Long Term Care Insurance with Lifetime Benefits

Jason Stolz CLTC, CRPC

Long Term Care Insurance with Lifetime Benefits is designed for one specific fear that many retirees and pre-retirees don’t say out loud until they see real numbers: “What if care lasts longer than we planned for?” Most long term care insurance policies place a time limit on benefits—often 2, 3, 5, or 6 years. That structure can be very effective for many families because a large portion of care events fall within a defined window. But some care situations don’t end in a tidy timeframe. A progressive cognitive condition, a long course of Parkinson’s, complications after a stroke, or a slow functional decline can stretch care needs well beyond a typical benefit period.

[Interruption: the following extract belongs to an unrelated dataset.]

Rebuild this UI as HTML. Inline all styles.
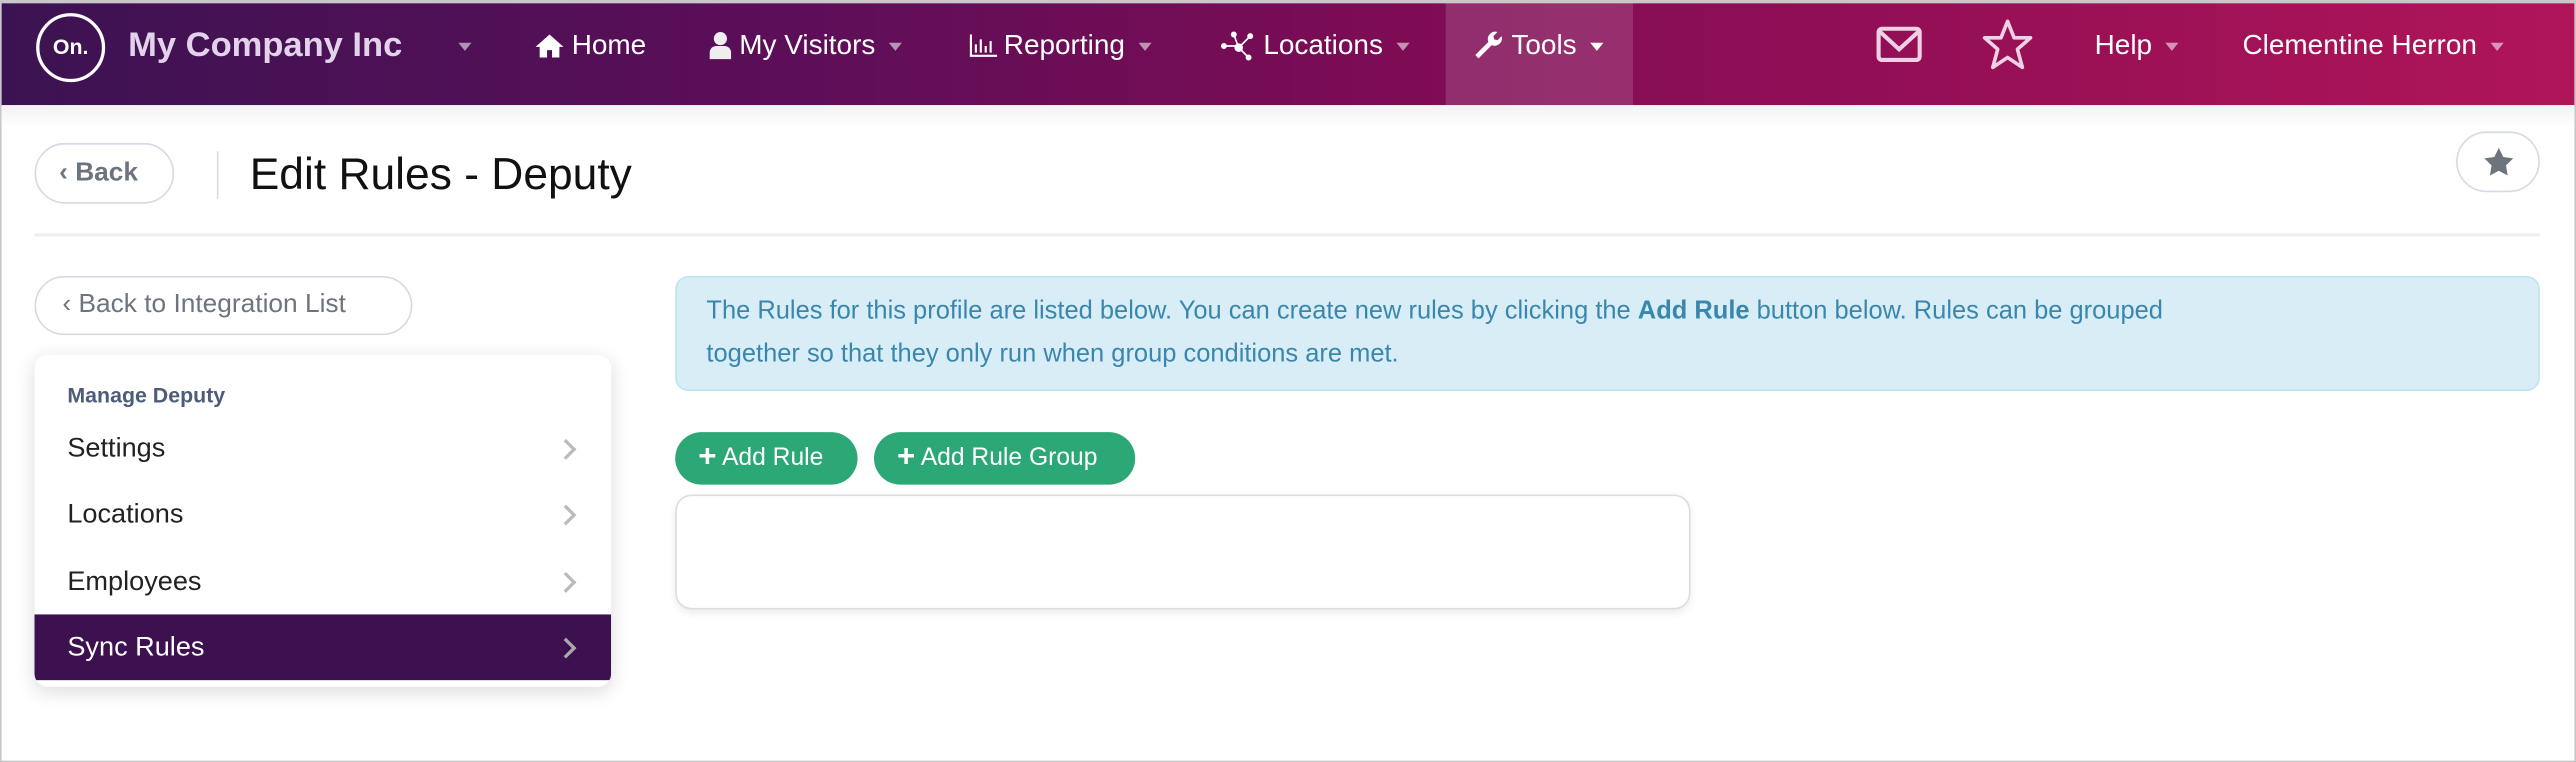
<!DOCTYPE html>
<html><head><meta charset="utf-8"><style>
html,body{margin:0;padding:0;width:2576px;height:760px;overflow:hidden;background:#fff}
#s{position:absolute;left:0;top:0;width:1568px;height:463px;transform:scale(1.642857);transform-origin:0 0;font-family:"Liberation Sans",sans-serif;}
.a{position:absolute;white-space:nowrap}
.frame{position:absolute;left:0;top:0;width:1566px;height:461px;border:1px solid #c8c8c8;border-top:2px solid #c8c8c8}
.nav{position:absolute;left:1px;top:2px;width:1566px;height:62px;background:linear-gradient(90deg,#3c1352 0%,#5c0e58 30%,#7e0c55 55%,#9a1056 80%,#b0155a 100%)}
.nt{color:#fff;font-size:17px;top:0;height:52px;display:flex;align-items:center}
.nt svg{margin-right:4px}
.car{display:inline-block;width:0;height:0;border-left:4px solid transparent;border-right:4px solid transparent;border-top:5px solid rgba(255,255,255,.55);margin-left:8px}
.pill{position:absolute;border:1.5px solid #d5dae6;border-radius:20px;box-sizing:border-box;color:#6c757d}
.item{position:absolute;left:0;width:351px;height:40px;font-size:16.5px;color:#222;line-height:40px;padding-left:20px;box-sizing:border-box}
.chev{position:absolute;right:23px;top:16px;width:7px;height:7px;border-right:2px solid #bbb;border-top:2px solid #bbb;transform:rotate(45deg)}
.btn{position:absolute;top:263px;height:32px;background:#2ba876;border-radius:16px;color:#fff;font-size:15px;line-height:31px;box-sizing:border-box;padding-left:14px}
</style></head><body><div id="s">
<div class="frame"></div>
<div class="nav">
 <div class="a" style="left:21px;top:6px;width:38px;height:38px;border:2px solid #fff;border-radius:50%;color:#fff;font-weight:bold;font-size:13px;text-align:center;line-height:38px">On.</div>
 <div class="a nt" style="left:77px;color:#e2d2ea;font-size:21px;font-weight:bold">My Company Inc</div>
 <div class="a nt" style="left:270px"><span class="car"></span></div>
 <div class="a nt" style="left:324px"><svg width="19" height="16" viewBox="0 0 19 16"><path d="M9.5 1L1 8.5h2.5V15h4.5v-4.5h3V15h4.5V8.5H18z" fill="#fff"/></svg>Home</div>
 <div class="a nt" style="left:430px"><svg width="15" height="18" viewBox="0 0 15 18"><circle cx="7.5" cy="4.5" r="4" fill="#eee"/><path d="M1 17v-4c0-2.5 2-4 4-4h5c2 0 4 1.5 4 4v4z" fill="#eee"/></svg>My Visitors<span class="car"></span></div>
 <div class="a nt" style="left:589px"><svg width="17" height="14" viewBox="0 0 17 14"><path d="M1 0v13h16" stroke="#fff" stroke-width="1.3" fill="none"/><path d="M4 11V6M7 11V3M10 11V7M13 11V4" stroke="#fff" stroke-width="1.3"/></svg>Reporting<span class="car"></span></div>
 <div class="a nt" style="left:742px"><svg width="22" height="18" viewBox="0 0 22 18"><g fill="#fff"><circle cx="2" cy="9" r="1.8"/><circle cx="11" cy="10" r="2.6"/><circle cx="8" cy="2" r="1.8"/><circle cx="18" cy="3" r="1.8"/><circle cx="17" cy="16" r="1.8"/></g><path d="M2 9h9M11 10L8 2M11 10l7-7M11 10l6 6" stroke="#fff" stroke-width="1"/></svg>Locations<span class="car"></span></div>
 <div class="a" style="left:879px;top:0;width:114px;height:62px;background:rgba(255,255,255,.14)"></div>
 <div class="a nt" style="left:897px"><svg width="18" height="18" viewBox="0 0 18 18"><path d="M2 16.5l8-8a4.5 4.5 0 0 0 6-5.5l-2.5 2.5-2-.5-.5-2L13.5.5A4.5 4.5 0 0 0 8 6.5l-8 8z" fill="#fff"/></svg>Tools<span class="car" style="border-top-color:#fff"></span></div>
 <svg class="a" style="left:1141px;top:14px" width="28" height="22" viewBox="0 0 28 22"><rect x="1.5" y="1.5" width="25" height="19" rx="2" fill="none" stroke="#f0d0e4" stroke-width="2.5"/><path d="M2 3l12 11L26 3" fill="none" stroke="#f0d0e4" stroke-width="2.5"/></svg>
 <svg class="a" style="left:1205px;top:9px" width="32" height="32" viewBox="0 0 32 32"><path d="M16 2l4 10h10l-8 7 3 11-9-6-9 6 3-11-8-7h10z" fill="none" stroke="#f0d0e4" stroke-width="2.2" stroke-linejoin="round"/></svg>
 <div class="a nt" style="left:1274px">Help<span class="car"></span></div>
 <div class="a nt" style="left:1364px">Clementine Herron<span class="car"></span></div>
</div>
<div class="a" style="left:1px;top:64px;width:1566px;height:14px;background:linear-gradient(#f2f2f2,#fff)"></div>
<div class="pill" style="left:21px;top:87px;width:85px;height:37px;font-weight:bold;font-size:16px;line-height:36px;padding-left:14px">&#8249; Back</div>
<div class="a" style="left:132px;top:92px;width:1px;height:29px;background:#ddd"></div>
<div class="a" style="left:152px;top:91px;font-size:27px;color:#111">Edit Rules - Deputy</div>
<div class="pill" style="left:1495px;top:80px;width:51px;height:37px"><svg style="position:absolute;left:16px;top:9px" width="18" height="17" viewBox="0 0 18 17"><path d="M9 0l2.7 5.6 6.1.8-4.4 4.3 1 6.1L9 13.9 3.6 16.8l1-6.1L.2 6.4l6.1-.8z" fill="#6c757d"/></svg></div>
<div class="a" style="left:21px;top:142px;width:1525px;height:2px;background:#eee"></div>
<div class="pill" style="left:21px;top:168px;width:230px;height:36px;font-size:16px;line-height:34px;padding-left:16px">&#8249; Back to Integration List</div>
<div class="a" style="left:21px;top:216px;width:351px;height:202px;border-radius:8px;background:#fff;box-shadow:0 3px 12px rgba(0,0,0,.14);overflow:hidden">
 <div class="a" style="left:20px;top:17px;font-size:13px;font-weight:bold;color:#4d5c78">Manage Deputy</div>
 <div class="item" style="top:37px">Settings<div class="chev"></div></div>
 <div class="item" style="top:77px">Locations<div class="chev"></div></div>
 <div class="item" style="top:118px">Employees<div class="chev"></div></div>
 <div class="item" style="top:158px;background:#3d1050;color:#fff">Sync Rules<div class="chev" style="border-color:#aaa"></div></div>
</div>
<div class="a" style="left:411px;top:168px;width:1135px;height:70px;box-sizing:border-box;background:#d9edf7;border:1px solid #bce5ef;border-radius:8px;color:#3a87ad;font-size:15.5px;line-height:26px;padding:8px 0 0 18px;white-space:normal">The Rules for this profile are listed below. You can create new rules by clicking the <b>Add Rule</b> button below. Rules can be grouped<br>together so that they only run when group conditions are met.</div>
<div class="btn" style="left:411px;width:111px"><b style="font-size:19px;vertical-align:-1px">+</b> Add Rule</div>
<div class="btn" style="left:532px;width:159px"><b style="font-size:19px;vertical-align:-1px">+</b> Add Rule Group</div>
<div class="a" style="left:411px;top:301px;width:618px;height:70px;box-sizing:border-box;border:1px solid #ddd;border-radius:10px;box-shadow:0 2px 5px rgba(0,0,0,.08)"></div>
</div></body></html>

That is where lifetime benefit designs come in. Instead of solving for “most likely” duration only, they solve for “worst reasonable case.” They are built to keep paying as long as you remain eligible for benefits under the policy’s trigger definitions and claim requirements. For households that want the strongest possible backstop against extended care costs, lifetime benefit coverage can feel like the difference between hoping for the best and having a defined plan for the long tail risk.

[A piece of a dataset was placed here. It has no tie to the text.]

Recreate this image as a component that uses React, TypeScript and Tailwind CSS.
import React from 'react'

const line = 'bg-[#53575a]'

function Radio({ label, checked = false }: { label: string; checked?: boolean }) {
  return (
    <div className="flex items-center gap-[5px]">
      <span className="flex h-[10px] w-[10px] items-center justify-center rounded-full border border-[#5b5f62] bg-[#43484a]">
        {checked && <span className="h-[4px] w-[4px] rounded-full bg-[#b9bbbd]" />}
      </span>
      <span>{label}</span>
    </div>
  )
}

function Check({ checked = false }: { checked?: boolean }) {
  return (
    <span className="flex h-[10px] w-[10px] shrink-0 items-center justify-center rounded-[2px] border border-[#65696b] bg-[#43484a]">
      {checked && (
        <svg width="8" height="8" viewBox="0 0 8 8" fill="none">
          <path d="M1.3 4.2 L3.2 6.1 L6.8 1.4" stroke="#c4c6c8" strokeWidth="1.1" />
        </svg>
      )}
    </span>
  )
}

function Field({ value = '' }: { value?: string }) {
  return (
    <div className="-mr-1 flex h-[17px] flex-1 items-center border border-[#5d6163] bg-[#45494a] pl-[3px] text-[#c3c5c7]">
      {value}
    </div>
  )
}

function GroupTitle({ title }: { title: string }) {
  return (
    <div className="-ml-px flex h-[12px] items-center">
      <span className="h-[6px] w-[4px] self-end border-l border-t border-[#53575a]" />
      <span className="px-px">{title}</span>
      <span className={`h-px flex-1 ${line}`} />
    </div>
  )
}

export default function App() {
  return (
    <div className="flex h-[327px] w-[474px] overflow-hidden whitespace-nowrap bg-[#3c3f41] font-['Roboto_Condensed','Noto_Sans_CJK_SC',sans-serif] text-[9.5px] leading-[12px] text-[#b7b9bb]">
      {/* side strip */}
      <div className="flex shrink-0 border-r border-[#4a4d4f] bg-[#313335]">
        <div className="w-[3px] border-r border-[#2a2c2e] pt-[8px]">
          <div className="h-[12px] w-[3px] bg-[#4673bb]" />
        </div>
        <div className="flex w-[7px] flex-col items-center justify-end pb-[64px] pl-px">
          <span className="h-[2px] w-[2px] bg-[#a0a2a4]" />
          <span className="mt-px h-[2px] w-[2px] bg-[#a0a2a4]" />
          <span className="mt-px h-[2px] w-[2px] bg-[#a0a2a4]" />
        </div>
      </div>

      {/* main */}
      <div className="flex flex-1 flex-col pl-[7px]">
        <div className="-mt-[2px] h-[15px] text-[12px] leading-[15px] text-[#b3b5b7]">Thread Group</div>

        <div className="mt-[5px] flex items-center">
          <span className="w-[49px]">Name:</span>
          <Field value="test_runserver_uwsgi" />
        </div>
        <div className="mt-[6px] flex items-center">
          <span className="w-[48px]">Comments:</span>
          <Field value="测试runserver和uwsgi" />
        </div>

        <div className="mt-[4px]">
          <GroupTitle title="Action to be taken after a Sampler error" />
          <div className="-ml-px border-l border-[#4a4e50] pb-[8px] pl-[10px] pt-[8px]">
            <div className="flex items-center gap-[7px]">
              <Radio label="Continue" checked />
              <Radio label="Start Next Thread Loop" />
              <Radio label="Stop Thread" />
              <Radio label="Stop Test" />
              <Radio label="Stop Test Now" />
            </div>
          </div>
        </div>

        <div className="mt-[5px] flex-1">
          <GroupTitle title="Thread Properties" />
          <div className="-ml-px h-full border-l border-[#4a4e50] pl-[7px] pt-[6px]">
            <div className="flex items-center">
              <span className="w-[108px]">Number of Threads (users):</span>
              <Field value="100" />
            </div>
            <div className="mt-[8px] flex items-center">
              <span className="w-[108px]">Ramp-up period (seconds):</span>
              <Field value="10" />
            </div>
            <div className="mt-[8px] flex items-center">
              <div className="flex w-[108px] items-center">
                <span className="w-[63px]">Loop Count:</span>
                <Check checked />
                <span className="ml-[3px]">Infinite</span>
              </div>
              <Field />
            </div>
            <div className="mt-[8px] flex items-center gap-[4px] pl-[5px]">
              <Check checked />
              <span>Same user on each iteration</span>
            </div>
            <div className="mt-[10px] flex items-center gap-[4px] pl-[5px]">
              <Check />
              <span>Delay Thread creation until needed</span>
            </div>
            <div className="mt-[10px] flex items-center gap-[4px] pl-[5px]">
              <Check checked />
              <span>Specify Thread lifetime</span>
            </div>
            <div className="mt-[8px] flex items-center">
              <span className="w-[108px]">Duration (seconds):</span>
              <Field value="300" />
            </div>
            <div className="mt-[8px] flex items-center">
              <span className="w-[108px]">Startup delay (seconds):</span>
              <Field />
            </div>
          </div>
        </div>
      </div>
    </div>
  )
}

At Diversified Insurance Brokers, we help clients compare long term care insurance with limited-term benefits vs lifetime benefits so you can decide what level of protection is appropriate for your assets, your income plan, and your family situation. In many cases, the best choice isn’t “the biggest benefit.” It’s the benefit design that protects the right outcome—whether that is preserving a healthy spouse’s lifestyle, reducing the burden on adult children, or protecting retirement savings from being drained by a multi-year care event.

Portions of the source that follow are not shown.